■ **Goal of the exercise**
Find every line in the records below that holds the word "components", and copy each one.

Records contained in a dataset
-- begin --
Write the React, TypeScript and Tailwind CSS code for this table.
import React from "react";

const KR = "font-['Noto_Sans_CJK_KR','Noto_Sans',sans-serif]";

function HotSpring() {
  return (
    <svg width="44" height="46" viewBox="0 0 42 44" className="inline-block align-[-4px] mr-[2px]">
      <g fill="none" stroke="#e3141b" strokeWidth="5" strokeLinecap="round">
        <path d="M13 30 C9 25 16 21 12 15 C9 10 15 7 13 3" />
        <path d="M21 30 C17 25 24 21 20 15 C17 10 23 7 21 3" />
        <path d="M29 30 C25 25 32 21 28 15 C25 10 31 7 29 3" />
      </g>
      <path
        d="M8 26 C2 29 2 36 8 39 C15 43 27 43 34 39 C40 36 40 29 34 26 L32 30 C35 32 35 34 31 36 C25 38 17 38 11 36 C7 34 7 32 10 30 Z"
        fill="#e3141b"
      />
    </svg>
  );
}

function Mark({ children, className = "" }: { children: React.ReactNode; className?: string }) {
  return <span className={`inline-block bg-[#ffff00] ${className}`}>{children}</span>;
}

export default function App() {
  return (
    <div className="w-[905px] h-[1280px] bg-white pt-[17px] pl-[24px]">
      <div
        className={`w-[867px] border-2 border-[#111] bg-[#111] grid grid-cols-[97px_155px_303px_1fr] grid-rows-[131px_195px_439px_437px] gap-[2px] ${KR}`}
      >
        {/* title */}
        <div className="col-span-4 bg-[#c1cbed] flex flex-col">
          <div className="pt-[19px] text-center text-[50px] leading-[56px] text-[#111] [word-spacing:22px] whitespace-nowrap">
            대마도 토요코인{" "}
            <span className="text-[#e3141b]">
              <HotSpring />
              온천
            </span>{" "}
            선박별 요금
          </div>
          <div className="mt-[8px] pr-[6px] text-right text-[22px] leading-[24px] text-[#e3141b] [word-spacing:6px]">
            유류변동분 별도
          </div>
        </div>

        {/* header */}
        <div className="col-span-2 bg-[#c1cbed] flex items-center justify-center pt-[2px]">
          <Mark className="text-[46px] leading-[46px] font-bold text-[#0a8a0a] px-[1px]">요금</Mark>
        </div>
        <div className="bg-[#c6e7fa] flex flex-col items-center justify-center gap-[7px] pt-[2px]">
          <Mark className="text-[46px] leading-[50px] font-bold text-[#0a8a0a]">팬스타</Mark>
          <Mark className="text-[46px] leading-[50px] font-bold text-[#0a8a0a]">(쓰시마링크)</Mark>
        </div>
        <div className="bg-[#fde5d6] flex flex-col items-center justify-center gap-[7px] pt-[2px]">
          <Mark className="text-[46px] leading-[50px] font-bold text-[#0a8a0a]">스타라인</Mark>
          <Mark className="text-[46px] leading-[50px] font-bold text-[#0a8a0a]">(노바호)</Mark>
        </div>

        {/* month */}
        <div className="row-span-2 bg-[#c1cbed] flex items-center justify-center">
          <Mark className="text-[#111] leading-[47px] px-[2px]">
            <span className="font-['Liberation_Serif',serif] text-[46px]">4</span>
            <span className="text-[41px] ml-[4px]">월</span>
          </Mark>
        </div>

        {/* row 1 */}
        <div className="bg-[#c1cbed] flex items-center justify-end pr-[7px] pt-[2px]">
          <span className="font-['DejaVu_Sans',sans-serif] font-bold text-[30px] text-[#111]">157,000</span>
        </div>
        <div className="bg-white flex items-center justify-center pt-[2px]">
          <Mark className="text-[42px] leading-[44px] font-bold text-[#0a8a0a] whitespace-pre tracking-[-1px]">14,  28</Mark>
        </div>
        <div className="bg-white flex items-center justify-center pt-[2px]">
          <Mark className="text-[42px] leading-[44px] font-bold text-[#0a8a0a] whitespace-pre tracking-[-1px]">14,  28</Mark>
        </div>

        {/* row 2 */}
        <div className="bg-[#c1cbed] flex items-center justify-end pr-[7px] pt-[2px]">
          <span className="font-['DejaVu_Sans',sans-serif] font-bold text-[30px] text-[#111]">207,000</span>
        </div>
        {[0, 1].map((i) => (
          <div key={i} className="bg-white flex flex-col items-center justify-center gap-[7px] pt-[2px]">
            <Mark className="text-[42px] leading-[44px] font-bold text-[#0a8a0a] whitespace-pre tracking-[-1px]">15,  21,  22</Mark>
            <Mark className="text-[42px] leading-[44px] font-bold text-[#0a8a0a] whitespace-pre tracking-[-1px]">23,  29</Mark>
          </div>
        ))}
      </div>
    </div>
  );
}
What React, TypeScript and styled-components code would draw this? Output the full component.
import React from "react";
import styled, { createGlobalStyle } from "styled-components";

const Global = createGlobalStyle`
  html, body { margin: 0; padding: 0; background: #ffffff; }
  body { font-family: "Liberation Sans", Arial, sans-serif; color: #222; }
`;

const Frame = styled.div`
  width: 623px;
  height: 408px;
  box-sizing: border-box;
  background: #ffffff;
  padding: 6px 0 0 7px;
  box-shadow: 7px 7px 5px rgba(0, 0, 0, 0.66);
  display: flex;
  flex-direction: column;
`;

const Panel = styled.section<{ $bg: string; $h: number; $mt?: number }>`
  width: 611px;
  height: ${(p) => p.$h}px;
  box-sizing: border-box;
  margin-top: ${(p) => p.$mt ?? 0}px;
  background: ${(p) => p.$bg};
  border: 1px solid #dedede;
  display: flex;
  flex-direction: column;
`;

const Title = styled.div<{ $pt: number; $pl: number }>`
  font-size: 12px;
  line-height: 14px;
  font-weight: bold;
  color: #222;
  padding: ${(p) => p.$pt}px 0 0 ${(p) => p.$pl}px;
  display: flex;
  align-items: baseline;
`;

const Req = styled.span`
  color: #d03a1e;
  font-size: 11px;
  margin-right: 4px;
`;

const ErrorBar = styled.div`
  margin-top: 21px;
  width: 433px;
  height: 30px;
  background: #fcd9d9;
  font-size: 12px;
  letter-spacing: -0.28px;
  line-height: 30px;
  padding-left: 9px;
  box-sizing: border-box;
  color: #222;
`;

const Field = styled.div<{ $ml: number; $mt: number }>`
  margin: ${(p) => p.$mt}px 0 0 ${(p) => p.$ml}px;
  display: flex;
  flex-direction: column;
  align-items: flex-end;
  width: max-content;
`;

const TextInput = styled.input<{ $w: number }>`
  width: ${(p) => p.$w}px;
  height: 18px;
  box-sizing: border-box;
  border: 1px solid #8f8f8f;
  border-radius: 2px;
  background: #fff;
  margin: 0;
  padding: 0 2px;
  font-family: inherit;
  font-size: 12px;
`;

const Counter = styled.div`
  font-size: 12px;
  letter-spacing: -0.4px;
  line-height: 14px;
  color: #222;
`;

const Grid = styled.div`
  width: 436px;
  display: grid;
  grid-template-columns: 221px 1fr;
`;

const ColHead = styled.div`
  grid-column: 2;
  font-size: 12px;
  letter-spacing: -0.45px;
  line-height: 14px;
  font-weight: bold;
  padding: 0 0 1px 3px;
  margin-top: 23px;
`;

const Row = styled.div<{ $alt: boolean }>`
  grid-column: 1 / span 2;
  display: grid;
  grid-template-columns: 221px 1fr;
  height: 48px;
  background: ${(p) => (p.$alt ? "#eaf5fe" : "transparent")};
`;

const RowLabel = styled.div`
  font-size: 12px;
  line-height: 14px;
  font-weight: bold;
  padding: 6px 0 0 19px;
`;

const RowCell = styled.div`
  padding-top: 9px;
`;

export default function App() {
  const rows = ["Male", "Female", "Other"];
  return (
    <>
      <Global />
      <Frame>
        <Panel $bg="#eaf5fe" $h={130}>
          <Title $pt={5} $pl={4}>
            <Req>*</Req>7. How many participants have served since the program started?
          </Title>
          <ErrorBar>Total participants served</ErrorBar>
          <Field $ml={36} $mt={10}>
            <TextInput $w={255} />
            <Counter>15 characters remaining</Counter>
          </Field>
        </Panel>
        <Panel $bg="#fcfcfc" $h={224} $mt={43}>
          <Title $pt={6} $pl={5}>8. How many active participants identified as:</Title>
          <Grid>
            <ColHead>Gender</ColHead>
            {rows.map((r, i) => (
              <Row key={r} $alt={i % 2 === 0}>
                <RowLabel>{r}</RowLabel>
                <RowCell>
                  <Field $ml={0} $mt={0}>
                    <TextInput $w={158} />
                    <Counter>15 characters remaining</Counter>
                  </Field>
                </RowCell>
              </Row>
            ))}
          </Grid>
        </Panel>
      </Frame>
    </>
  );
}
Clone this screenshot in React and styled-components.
-- end --
■ **Response**
What React, TypeScript and styled-components code would draw this? Output the full component.
import styled, { createGlobalStyle } from "styled-components";
Clone this screenshot in React and styled-components.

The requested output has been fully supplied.